The team's second-round pick in 2006 has come a long way, both on the ice and off, and the change from last season, when he and forward Enver Lisin -- now back in Russia -- were inseparable, is remarkable.

Anisimov has made great strides in English after taking classes in the summer, and his shyness, especially with the media, has been replaced with a friendly assertiveness. And he now will spar with teammates.

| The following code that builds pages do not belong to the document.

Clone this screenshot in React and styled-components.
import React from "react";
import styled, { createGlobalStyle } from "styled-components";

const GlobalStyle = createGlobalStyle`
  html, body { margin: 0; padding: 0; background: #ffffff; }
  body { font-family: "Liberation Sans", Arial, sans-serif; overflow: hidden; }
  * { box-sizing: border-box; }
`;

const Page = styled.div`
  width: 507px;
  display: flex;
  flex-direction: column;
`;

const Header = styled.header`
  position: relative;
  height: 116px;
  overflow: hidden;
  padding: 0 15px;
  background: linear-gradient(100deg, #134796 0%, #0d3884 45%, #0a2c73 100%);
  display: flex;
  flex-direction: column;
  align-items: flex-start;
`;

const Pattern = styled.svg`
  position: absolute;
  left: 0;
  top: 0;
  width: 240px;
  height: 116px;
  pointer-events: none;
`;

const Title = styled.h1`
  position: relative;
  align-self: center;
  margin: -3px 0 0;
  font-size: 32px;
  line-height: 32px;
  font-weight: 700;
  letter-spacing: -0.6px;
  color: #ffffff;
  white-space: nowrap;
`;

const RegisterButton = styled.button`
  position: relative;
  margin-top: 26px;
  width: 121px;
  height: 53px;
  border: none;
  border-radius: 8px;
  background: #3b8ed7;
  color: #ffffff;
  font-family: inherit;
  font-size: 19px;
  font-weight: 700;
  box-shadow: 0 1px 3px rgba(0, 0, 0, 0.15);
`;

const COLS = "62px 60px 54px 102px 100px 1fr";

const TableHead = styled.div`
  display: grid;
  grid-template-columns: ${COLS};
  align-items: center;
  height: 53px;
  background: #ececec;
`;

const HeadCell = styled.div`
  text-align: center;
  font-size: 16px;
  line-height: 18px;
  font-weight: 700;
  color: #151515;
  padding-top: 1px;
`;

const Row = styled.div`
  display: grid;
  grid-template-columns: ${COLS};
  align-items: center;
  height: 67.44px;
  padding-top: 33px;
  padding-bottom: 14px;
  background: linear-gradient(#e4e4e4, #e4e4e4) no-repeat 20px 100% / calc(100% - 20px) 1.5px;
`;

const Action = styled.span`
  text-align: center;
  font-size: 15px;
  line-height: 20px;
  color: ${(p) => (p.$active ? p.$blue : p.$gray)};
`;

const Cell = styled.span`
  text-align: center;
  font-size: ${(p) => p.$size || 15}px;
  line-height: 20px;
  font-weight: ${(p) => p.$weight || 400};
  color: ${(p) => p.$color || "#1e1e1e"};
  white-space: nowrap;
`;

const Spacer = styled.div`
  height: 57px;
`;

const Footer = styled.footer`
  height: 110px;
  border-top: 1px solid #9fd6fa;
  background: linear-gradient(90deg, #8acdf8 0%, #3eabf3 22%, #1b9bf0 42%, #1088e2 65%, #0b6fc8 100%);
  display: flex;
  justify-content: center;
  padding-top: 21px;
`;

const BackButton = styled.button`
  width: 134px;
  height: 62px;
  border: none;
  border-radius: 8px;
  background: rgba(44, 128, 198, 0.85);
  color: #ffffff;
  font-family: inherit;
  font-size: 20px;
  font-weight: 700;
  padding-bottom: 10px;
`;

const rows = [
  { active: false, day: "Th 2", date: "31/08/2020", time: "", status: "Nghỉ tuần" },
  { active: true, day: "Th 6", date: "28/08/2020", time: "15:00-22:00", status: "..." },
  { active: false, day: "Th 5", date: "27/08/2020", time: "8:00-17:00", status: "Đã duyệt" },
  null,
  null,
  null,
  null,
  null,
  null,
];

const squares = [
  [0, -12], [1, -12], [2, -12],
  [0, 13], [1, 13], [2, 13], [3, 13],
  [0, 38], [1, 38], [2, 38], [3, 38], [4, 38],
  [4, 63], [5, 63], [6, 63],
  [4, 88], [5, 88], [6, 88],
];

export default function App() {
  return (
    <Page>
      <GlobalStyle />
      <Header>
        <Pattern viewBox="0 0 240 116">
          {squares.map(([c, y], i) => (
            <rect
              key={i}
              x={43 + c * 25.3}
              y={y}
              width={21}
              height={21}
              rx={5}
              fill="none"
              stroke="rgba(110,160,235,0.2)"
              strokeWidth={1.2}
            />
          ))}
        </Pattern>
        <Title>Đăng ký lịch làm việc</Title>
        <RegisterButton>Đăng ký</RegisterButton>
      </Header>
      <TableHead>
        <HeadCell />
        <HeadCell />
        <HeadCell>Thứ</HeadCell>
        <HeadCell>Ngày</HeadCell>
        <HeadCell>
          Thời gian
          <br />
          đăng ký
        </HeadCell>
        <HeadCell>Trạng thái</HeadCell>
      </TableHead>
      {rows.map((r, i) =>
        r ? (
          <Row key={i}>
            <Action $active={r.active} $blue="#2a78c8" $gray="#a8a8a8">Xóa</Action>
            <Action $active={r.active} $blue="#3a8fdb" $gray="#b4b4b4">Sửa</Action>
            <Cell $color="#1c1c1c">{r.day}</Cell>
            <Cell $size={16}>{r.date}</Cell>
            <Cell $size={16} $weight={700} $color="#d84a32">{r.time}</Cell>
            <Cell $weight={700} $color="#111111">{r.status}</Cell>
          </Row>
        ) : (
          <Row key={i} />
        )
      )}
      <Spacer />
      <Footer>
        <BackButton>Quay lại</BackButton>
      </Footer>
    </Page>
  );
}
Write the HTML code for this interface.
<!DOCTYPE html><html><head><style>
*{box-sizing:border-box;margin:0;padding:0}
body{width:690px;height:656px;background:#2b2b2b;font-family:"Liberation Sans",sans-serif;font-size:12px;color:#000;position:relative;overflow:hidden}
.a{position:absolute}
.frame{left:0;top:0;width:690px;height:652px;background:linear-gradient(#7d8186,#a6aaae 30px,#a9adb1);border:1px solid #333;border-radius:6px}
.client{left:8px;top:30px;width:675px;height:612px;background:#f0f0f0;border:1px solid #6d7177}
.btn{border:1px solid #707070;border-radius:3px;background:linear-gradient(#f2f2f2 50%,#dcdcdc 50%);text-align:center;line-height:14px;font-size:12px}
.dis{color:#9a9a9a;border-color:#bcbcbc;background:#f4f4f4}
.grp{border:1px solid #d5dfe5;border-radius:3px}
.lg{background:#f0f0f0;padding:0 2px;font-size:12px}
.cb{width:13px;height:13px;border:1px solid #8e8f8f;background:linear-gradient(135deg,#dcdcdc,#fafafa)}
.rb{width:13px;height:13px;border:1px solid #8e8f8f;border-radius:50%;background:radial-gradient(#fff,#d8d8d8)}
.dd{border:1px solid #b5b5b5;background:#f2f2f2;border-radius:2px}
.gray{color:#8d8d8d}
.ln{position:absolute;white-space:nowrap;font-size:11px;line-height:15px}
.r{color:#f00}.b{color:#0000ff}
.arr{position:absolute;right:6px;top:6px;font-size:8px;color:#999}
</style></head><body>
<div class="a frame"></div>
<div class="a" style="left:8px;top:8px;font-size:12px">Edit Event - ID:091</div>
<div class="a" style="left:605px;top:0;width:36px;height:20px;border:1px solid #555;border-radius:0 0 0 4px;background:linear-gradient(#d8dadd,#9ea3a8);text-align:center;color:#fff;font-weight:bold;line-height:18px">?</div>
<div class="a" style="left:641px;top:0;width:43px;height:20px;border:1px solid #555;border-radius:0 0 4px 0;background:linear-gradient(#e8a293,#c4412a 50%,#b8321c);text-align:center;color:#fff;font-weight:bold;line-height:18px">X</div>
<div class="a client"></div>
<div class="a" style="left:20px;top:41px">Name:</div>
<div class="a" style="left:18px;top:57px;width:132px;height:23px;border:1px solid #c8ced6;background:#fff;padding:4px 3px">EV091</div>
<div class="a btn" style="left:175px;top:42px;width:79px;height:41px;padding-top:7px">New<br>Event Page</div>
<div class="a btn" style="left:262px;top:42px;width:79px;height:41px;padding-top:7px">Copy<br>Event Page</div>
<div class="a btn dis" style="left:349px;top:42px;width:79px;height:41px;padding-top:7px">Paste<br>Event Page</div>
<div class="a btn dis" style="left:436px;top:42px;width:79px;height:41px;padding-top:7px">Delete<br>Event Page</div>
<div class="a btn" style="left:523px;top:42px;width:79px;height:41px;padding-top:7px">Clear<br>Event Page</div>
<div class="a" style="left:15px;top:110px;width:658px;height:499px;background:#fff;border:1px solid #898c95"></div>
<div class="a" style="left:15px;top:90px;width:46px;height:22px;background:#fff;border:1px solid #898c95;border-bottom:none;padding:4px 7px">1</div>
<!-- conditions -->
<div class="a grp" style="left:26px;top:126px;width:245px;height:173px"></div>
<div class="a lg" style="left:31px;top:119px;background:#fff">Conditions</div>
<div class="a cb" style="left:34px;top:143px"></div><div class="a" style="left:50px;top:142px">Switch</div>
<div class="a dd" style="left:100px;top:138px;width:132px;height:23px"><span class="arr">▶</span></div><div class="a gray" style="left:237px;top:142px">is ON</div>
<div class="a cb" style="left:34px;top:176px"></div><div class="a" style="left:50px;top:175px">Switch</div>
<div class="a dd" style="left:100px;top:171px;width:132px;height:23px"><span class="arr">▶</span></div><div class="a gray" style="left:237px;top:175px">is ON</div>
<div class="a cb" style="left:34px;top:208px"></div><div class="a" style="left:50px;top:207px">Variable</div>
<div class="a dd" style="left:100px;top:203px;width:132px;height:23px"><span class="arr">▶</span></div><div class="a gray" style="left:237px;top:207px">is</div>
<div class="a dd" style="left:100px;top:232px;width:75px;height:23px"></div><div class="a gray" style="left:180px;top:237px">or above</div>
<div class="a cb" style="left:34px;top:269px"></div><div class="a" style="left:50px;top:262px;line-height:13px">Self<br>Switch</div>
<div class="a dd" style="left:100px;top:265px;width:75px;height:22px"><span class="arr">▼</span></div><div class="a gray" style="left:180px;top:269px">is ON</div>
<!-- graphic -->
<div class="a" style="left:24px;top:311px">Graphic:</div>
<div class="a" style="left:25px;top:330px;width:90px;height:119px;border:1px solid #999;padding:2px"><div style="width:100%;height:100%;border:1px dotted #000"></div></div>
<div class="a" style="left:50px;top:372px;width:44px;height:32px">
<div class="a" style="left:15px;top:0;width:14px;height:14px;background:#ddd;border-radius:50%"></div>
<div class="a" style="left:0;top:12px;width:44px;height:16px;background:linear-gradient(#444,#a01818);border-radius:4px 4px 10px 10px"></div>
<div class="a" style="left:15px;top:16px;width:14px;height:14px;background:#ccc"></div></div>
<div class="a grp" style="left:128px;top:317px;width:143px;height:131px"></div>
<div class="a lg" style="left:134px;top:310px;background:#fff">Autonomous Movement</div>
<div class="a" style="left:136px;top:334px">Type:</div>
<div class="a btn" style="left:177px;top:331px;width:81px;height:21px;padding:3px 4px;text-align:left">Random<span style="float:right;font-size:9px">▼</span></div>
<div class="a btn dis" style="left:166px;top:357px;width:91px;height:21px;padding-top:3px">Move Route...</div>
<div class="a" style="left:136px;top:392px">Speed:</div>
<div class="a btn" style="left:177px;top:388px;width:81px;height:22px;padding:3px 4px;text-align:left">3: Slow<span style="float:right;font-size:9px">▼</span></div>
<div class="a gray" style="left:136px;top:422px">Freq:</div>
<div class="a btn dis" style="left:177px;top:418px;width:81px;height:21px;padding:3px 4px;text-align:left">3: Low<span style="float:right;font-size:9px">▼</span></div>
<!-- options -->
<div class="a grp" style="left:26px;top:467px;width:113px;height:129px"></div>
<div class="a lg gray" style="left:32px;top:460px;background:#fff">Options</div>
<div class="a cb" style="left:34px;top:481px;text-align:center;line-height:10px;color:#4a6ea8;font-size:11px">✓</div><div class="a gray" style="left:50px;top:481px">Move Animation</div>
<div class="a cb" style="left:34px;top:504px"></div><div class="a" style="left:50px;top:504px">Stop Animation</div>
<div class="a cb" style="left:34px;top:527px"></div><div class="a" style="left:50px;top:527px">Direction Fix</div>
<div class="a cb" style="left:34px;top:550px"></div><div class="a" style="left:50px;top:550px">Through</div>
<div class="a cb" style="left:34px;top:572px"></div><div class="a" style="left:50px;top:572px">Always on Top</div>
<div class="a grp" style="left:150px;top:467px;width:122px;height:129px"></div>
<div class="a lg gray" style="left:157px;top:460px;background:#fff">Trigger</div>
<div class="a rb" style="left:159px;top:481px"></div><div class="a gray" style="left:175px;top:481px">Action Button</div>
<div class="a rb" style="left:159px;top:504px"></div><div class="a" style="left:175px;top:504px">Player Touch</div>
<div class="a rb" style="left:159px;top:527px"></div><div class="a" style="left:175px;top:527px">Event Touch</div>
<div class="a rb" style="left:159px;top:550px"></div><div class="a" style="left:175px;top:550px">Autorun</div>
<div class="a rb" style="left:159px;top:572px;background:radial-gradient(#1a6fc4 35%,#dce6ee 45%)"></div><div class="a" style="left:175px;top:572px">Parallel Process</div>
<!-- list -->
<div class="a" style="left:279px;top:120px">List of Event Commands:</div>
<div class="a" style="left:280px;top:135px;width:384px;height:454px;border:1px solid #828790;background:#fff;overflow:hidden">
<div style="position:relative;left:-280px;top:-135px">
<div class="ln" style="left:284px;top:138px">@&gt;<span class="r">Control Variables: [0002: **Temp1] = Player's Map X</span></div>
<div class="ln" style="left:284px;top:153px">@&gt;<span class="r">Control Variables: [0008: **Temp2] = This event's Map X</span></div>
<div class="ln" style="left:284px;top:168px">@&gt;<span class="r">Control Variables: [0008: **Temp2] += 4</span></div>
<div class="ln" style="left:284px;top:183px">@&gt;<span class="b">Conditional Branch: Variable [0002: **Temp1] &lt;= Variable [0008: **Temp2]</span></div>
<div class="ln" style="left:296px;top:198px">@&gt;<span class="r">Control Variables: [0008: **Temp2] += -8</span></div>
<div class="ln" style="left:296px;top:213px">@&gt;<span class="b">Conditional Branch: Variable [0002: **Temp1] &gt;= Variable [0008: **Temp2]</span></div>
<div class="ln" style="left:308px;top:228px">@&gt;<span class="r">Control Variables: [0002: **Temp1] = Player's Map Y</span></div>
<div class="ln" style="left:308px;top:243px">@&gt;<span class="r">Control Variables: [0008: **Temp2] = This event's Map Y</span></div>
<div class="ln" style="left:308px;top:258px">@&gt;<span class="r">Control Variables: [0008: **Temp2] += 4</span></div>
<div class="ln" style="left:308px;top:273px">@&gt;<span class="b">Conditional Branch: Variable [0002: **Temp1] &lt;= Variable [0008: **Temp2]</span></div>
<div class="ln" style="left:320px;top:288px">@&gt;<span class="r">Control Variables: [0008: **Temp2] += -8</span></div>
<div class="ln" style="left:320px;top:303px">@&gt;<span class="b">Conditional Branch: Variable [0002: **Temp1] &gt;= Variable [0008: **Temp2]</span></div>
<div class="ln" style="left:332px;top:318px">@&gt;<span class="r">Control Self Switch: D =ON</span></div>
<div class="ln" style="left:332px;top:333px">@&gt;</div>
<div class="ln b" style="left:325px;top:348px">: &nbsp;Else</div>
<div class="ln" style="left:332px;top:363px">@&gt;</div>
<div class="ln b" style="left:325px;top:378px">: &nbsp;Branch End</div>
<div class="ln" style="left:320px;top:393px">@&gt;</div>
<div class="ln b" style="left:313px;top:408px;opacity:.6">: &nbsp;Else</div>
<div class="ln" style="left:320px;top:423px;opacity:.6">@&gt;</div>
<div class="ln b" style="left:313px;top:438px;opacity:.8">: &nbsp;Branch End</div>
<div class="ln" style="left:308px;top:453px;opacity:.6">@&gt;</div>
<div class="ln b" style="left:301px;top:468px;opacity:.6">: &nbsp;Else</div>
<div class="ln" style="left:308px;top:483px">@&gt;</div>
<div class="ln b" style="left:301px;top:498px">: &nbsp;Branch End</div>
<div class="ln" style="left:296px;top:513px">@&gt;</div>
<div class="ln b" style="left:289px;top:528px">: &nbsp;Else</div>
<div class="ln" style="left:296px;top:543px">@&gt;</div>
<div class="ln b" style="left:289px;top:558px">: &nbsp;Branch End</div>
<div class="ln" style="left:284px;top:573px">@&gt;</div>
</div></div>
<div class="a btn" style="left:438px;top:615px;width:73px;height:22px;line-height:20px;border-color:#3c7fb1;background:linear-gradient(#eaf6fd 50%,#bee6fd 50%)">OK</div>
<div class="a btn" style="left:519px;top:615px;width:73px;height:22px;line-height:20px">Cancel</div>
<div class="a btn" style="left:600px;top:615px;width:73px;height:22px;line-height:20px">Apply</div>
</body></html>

Wednesday, while Anisimov was discussing his amusement park exploits, Ryan McDonagh tried to flip a ball of used tape into a wastebasket, and when it stuck to his hand, it narrowly missed Anisimov.

"It went right past here," Anisimov complained, pointing to his lip as McDonagh apologized. "Now I'm going to get mad."

That's a side of the 6-4 Anisimov you don't often see, although he is becoming more engaged on the ice, shoving in scrums and driving to the net.

"On those power moves, he's really learned to use his body to shield the puck and get a shot off," Ryan Callahan said.

Anisimov always has been considered a promising two-way center, and coach John Tortorella has deployed him in more situations -- on the penalty-kill, second power-play unit, key faceoffs and 5 on 5, where he seems to have found a niche between Brandon Dubinsky and Callahan.

If Anisimov maintains this pace, he could reach the 20-goal mark this season; he had just 12 goals and 28 points in his rookie year after an eye-opening AHL season, with 37 goals and 44 assists.

"He continues to grow as a player," Tortorella said. "And he's a terrific kid."